■ What is asked
Retype the listing that follows, word for word.
>> begin Data extract
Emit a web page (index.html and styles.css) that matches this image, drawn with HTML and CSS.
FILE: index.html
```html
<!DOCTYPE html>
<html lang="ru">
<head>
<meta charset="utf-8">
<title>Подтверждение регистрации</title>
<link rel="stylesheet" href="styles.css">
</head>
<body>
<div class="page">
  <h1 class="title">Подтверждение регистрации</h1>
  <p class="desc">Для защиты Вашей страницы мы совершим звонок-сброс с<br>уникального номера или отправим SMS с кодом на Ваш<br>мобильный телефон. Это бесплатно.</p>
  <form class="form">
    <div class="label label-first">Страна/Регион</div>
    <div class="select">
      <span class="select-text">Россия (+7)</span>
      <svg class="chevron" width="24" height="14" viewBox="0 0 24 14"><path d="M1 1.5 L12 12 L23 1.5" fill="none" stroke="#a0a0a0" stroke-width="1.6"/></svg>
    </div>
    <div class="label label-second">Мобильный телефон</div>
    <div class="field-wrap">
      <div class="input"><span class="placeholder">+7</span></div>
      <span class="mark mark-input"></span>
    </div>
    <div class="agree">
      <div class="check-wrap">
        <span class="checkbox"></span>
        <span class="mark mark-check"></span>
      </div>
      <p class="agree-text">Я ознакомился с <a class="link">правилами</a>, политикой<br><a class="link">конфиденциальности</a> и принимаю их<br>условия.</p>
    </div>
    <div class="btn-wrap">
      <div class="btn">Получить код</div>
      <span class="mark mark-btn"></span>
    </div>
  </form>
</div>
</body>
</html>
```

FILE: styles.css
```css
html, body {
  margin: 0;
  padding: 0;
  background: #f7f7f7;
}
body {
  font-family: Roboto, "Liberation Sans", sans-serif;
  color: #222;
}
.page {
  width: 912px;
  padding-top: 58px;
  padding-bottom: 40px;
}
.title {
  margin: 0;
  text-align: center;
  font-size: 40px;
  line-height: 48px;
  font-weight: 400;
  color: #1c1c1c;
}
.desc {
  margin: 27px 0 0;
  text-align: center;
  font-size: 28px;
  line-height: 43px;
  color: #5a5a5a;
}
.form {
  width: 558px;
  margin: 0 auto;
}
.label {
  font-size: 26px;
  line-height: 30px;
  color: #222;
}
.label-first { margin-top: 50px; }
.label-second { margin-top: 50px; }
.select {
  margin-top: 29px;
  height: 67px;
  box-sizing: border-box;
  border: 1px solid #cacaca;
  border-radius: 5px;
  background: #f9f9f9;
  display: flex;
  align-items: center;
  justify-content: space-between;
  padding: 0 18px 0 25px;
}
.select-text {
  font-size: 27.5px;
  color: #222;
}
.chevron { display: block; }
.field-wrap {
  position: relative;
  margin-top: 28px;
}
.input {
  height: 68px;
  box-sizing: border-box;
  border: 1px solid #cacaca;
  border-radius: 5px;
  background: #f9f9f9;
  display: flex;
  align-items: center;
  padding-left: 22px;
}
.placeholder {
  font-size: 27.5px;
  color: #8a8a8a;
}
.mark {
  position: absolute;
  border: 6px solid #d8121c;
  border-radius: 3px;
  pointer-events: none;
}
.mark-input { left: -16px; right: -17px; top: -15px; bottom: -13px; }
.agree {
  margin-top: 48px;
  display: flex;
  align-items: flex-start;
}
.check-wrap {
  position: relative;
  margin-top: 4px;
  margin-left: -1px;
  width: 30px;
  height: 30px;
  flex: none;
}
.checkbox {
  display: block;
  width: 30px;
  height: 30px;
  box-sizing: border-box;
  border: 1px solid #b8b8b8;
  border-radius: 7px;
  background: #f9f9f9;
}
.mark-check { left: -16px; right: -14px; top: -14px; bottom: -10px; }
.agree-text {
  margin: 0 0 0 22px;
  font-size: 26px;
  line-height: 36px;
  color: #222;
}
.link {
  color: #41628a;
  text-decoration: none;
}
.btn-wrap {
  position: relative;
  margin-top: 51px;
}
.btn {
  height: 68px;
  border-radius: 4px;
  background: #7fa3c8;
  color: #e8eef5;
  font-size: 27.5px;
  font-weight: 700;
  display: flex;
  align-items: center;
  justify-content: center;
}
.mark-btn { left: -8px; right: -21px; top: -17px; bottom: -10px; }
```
>> end Data extract
■ Complete output
Emit a web page (index.html and styles.css) that matches this image, drawn with HTML and CSS.
FILE: index.html
```html
<!DOCTYPE html>
<html lang="ru">
<head>
<meta charset="utf-8">
<title>Подтверждение регистрации</title>
<link rel="stylesheet" href="styles.css">
</head>
<body>
<div class="page">
  <h1 class="title">Подтверждение регистрации</h1>
  <p class="desc">Для защиты Вашей страницы мы совершим звонок-сброс с<br>уникального номера или отправим SMS с кодом на Ваш<br>мобильный телефон. Это бесплатно.</p>
  <form class="form">
    <div class="label label-first">Страна/Регион</div>
    <div class="select">
      <span class="select-text">Россия (+7)</span>
      <svg class="chevron" width="24" height="14" viewBox="0 0 24 14"><path d="M1 1.5 L12 12 L23 1.5" fill="none" stroke="#a0a0a0" stroke-width="1.6"/></svg>
    </div>
    <div class="label label-second">Мобильный телефон</div>
    <div class="field-wrap">
      <div class="input"><span class="placeholder">+7</span></div>
      <span class="mark mark-input"></span>
    </div>
    <div class="agree">
      <div class="check-wrap">
        <span class="checkbox"></span>
        <span class="mark mark-check"></span>
      </div>
      <p class="agree-text">Я ознакомился с <a class="link">правилами</a>, политикой<br><a class="link">конфиденциальности</a> и принимаю их<br>условия.</p>
    </div>
    <div class="btn-wrap">
      <div class="btn">Получить код</div>
      <span class="mark mark-btn"></span>
    </div>
  </form>
</div>
</body>
</html>
```

FILE: styles.css
```css
html, body {
  margin: 0;
  padding: 0;
  background: #f7f7f7;
}
body {
  font-family: Roboto, "Liberation Sans", sans-serif;
  color: #222;
}
.page {
  width: 912px;
  padding-top: 58px;
  padding-bottom: 40px;
}
.title {
  margin: 0;
  text-align: center;
  font-size: 40px;
  line-height: 48px;
  font-weight: 400;
  color: #1c1c1c;
}
.desc {
  margin: 27px 0 0;
  text-align: center;
  font-size: 28px;
  line-height: 43px;
  color: #5a5a5a;
}
.form {
  width: 558px;
  margin: 0 auto;
}
.label {
  font-size: 26px;
  line-height: 30px;
  color: #222;
}
.label-first { margin-top: 50px; }
.label-second { margin-top: 50px; }
.select {
  margin-top: 29px;
  height: 67px;
  box-sizing: border-box;
  border: 1px solid #cacaca;
  border-radius: 5px;
  background: #f9f9f9;
  display: flex;
  align-items: center;
  justify-content: space-between;
  padding: 0 18px 0 25px;
}
.select-text {
  font-size: 27.5px;
  color: #222;
}
.chevron { display: block; }
.field-wrap {
  position: relative;
  margin-top: 28px;
}
.input {
  height: 68px;
  box-sizing: border-box;
  border: 1px solid #cacaca;
  border-radius: 5px;
  background: #f9f9f9;
  display: flex;
  align-items: center;
  padding-left: 22px;
}
.placeholder {
  font-size: 27.5px;
  color: #8a8a8a;
}
.mark {
  position: absolute;
  border: 6px solid #d8121c;
  border-radius: 3px;
  pointer-events: none;
}
.mark-input { left: -16px; right: -17px; top: -15px; bottom: -13px; }
.agree {
  margin-top: 48px;
  display: flex;
  align-items: flex-start;
}
.check-wrap {
  position: relative;
  margin-top: 4px;
  margin-left: -1px;
  width: 30px;
  height: 30px;
  flex: none;
}
.checkbox {
  display: block;
  width: 30px;
  height: 30px;
  box-sizing: border-box;
  border: 1px solid #b8b8b8;
  border-radius: 7px;
  background: #f9f9f9;
}
.mark-check { left: -16px; right: -14px; top: -14px; bottom: -10px; }
.agree-text {
  margin: 0 0 0 22px;
  font-size: 26px;
  line-height: 36px;
  color: #222;
}
.link {
  color: #41628a;
  text-decoration: none;
}
.btn-wrap {
  position: relative;
  margin-top: 51px;
}
.btn {
  height: 68px;
  border-radius: 4px;
  background: #7fa3c8;
  color: #e8eef5;
  font-size: 27.5px;
  font-weight: 700;
  display: flex;
  align-items: center;
  justify-content: center;
}
.mark-btn { left: -8px; right: -21px; top: -17px; bottom: -10px; }
```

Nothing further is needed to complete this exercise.